While Creation Ministries International (CMI) is very good on their core competency – scientific creationism – when it comes to other matters, they are less than stellar. Their Christmas Eve article [1] this year contains four plain errors, of varying degrees of importance. We discuss them below.


Quirinius and the Census

One of the most common attacks on the historical reliability of the Gospel books is the alleged contradiction between Matthew and Luke regarding the time at which Jesus was born. According to Matthew, Jesus was born before the death of Herod the Great (Matthew 2:1-3, 16) while Luke tells us that that Jesus was born in Bethlehem while His parents were there to be registered in response to a decree issued by Caesar Augustus, and this “first took place while Quirinius was governing Syria” (Luke 2:2). Secular historians tell us that Herod died in 4 BC while the census conducted while Quirinius was governing Syria took place in AD 6, and these dates are "historically unassailable." [2]


How does CMI respond to this claim? They say, “The Greek wording suggests that this was a census before the famous one under Governor Quirinius (cf.

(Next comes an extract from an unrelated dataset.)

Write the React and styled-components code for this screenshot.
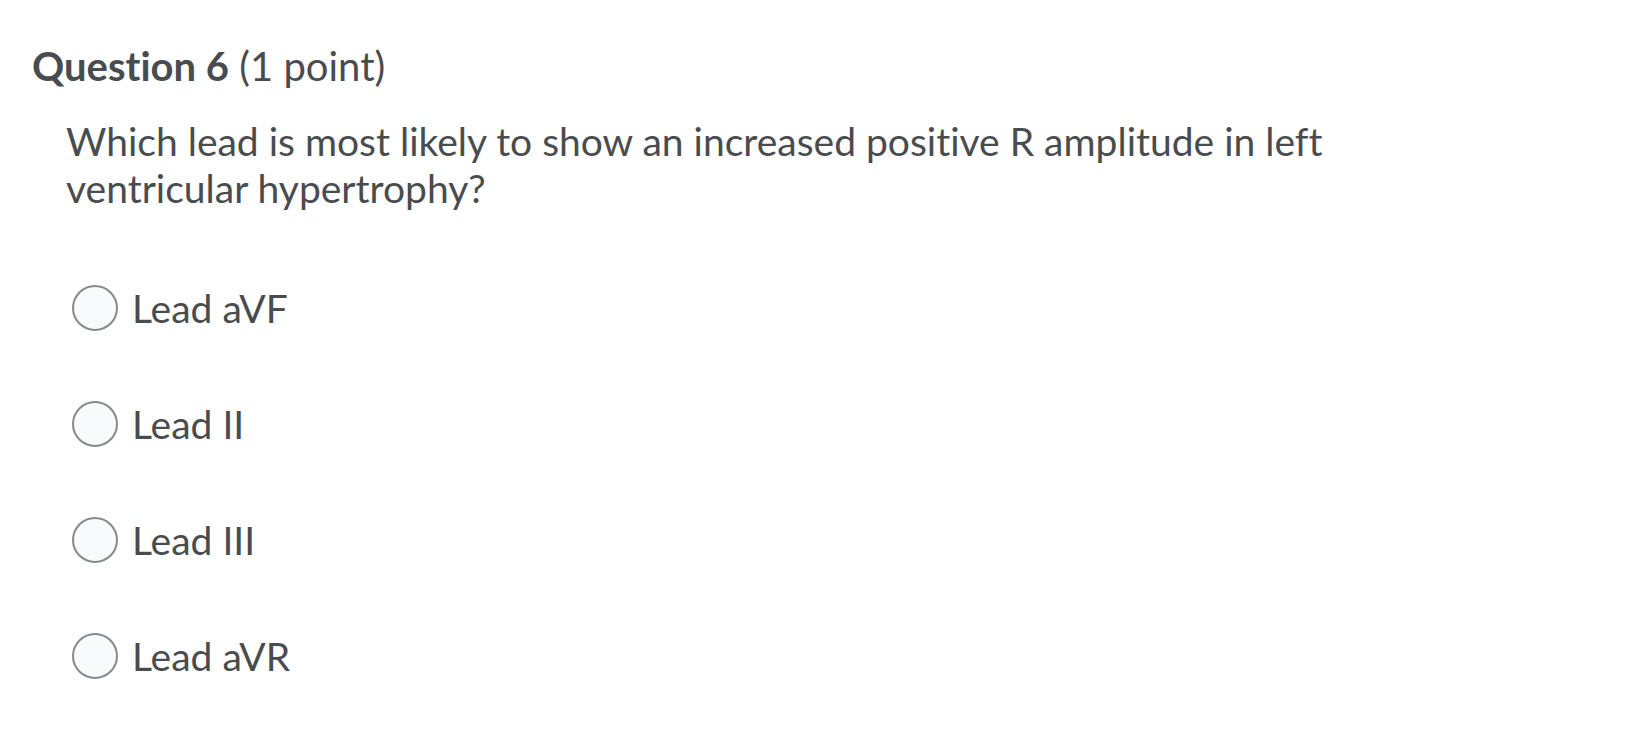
import React from 'react';
import styled, { createGlobalStyle } from 'styled-components';

const Global = createGlobalStyle`
  body {
    margin: 0;
    background: #ffffff;
    font-family: Lato, "Open Sans", sans-serif;
    font-variant-ligatures: no-common-ligatures;
    color: #494c4e;
  }
`;

const Page = styled.div`
  padding: 42px 0 0 32px;
`;

const Title = styled.h2`
  margin: 0;
  font-size: 40px;
  font-weight: 400;
  line-height: 48px;
  strong {
    font-weight: 700;
  }
`;

const Body = styled.div`
  padding-left: 34px;
  max-width: 1300px;
`;

const Prompt = styled.p`
  margin: 28px 0 0;
  font-size: 39px;
  line-height: 47px;
`;

const Options = styled.div`
  display: flex;
  flex-direction: column;
  gap: 70px;
  margin-top: 73px;
`;

const Option = styled.label`
  display: flex;
  align-items: center;
  gap: 14px;
  font-size: 39px;
  line-height: 46px;
`;

const Radio = styled.span`
  box-sizing: border-box;
  flex: none;
  width: 46px;
  height: 46px;
  margin-left: 6px;
  border-radius: 50%;
  border: 2px solid #868a8e;
  background: #f9fafc;
`;

const answers = ['Lead aVF', 'Lead II', 'Lead III', 'Lead aVR'];

const App = () => {
  return (
    <Page>
      <Global />
      <Title>
        <strong>Question 6</strong> (1 point)
      </Title>
      <Body>
        <Prompt>
          Which lead is most likely to show an increased positive R amplitude in left
          ventricular hypertrophy?
        </Prompt>
        <Options>
          {answers.map((a) => (
            <Option key={a}>
              <Radio />
              {a}
            </Option>
          ))}
        </Options>
      </Body>
    </Page>
  );
};

export default App;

Acts 5:37),” directing the reader to a previous article [3] discussing this.


There is a problem here, however; despite CMI’s confident assertions, Daniel Wallace, who is repeatedly referenced by CMI writers as their preferred expert on textual criticism [4],


Πρώτη is sometimes regarded as adverbial [5]: “this census took place before Quirinius was governor of Syria.” The advantage of this approach is that it eludes the historical problem of Quirinius’ governorship overlapping the reign of Herod. However … it erroneously presupposes that αὕτη modifies ἀπογραφὴ … But since the construction is anarthrous, such a view is almost impossible (because when a demonstrative functions attributively to a noun, the noun is almost always articular).

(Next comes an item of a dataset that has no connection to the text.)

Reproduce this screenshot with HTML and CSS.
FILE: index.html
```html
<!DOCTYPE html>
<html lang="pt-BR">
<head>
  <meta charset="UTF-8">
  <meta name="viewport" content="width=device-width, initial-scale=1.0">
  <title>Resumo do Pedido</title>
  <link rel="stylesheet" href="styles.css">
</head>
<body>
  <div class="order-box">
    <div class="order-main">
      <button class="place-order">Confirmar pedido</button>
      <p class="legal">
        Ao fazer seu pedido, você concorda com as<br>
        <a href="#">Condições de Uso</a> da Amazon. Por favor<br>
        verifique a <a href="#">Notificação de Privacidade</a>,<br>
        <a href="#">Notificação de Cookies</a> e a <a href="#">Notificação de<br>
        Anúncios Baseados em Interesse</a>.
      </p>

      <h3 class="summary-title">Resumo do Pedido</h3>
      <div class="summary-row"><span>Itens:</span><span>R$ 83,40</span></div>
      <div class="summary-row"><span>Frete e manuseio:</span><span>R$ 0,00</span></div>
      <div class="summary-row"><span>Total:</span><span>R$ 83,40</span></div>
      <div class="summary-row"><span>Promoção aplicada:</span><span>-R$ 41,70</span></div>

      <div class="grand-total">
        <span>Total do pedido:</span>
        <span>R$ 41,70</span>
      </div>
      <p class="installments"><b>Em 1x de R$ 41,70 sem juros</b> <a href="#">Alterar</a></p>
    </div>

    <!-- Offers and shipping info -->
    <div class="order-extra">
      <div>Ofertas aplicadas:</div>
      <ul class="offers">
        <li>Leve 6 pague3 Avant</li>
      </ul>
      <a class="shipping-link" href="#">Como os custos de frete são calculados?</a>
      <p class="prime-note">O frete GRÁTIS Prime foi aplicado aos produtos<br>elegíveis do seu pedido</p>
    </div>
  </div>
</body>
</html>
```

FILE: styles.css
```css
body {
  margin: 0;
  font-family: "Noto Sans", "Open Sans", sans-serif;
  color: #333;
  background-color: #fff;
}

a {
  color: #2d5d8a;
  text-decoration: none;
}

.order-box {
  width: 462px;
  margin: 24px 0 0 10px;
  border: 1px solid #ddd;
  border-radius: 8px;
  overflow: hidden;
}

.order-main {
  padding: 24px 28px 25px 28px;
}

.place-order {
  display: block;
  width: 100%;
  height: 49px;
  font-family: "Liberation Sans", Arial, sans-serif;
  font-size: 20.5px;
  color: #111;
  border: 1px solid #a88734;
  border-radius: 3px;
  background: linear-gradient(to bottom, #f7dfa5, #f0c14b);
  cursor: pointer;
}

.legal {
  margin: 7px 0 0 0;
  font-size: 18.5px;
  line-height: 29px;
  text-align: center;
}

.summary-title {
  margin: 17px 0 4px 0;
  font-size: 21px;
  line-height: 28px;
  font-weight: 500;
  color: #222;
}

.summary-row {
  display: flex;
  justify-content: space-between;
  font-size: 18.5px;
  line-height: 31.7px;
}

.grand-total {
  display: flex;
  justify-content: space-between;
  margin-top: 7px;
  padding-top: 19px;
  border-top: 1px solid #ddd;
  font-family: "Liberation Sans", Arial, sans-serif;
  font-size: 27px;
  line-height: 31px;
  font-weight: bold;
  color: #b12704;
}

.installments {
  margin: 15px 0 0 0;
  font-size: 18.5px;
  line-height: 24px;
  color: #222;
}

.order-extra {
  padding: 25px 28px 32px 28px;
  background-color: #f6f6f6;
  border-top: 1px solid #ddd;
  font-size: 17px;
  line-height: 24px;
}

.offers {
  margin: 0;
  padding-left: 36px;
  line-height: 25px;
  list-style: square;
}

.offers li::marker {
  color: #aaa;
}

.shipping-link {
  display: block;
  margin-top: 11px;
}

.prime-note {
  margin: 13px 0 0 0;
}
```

According to Wallace, then, the Greek grammar does not allow this phrase to be translated “This census took place before Quirinius was governor of Syria.”


There is a delicious irony here. In fact, the construction is not anarthrous; the article ἡ is present between αὑτη and ἀπογραφη in 99.4% of the Greek manuscripts, including Codex Sinaiticus, which does make CMI’s translation possible [6] – but those who uncritically accept the Griesbachian/Westcott-Hort approach to textual criticism [7], and that includes CMI [8] – must consider the construction anarthrous and so cannot appeal to this proposed solution.


In fact, the solution to the alleged problem is simple. Those who bother to check the actual primary sources will discover that Herod died in 1 BC, which places Jesus’ birth in 3-2 BC, and there is no Roman record identifying the governor of Syria at that time and no reason that it could not have been Quirinius. So there is no actual contradiction [9] between Matthew and Luke.


Is Jesus Our Kinsman-Redeemer?

According to CMI,

In the Old Testament, the prophet Isaiah calls the coming Messiah a “Kinsman-Redeemer” (Isaiah 59:20). This meant that the Messiah must be a blood-relative of those He redeems. So it was necessary for Jesus to be born into the human race, via physical descent from Mary, a descendant of Adam … angels themselves that sinned cannot be saved through the death of Christ (Hebrews 2:16), because they are not Adam’s descendants.

This is not the first time that CMI has asserted the Jesus is our “Kinsman-Redeemer” and so must be our blood-relative. They have made this claim in dozens of articles [10] dating back to at least as far as 2005; indeed, they repeat it in the article [11] posted the day after the one in question:


Jesus is thus related to every human being—so He can be our foretold Kinsman-Redeemer (Isaiah 59:20).

The main proponent seems to be CMI Chief Scientist Dr. Jonathan Sarfati, who gives a detailed explanation in an article [12] from 2006:


However, the basis of Christ’s atonement is that He came directly down from Heaven (John 6:38,41,42,50,51,58) to take on the nature of the one who sinned … This is to fulfil Isaiah’s prophecy of the coming Messiah as literally the ‘Kinsman-Redeemer’, i.e. one who is related by blood to those he redeems (Isaiah 59:20, which uses the same Hebrew word גוֹאל (gôēl) as is used to describe Boaz in relation to Naomi in Ruth 2:20, 3:1–4:17). So only Adam’s descendants can be saved, because only thus can they be related by blood to the Last Adam.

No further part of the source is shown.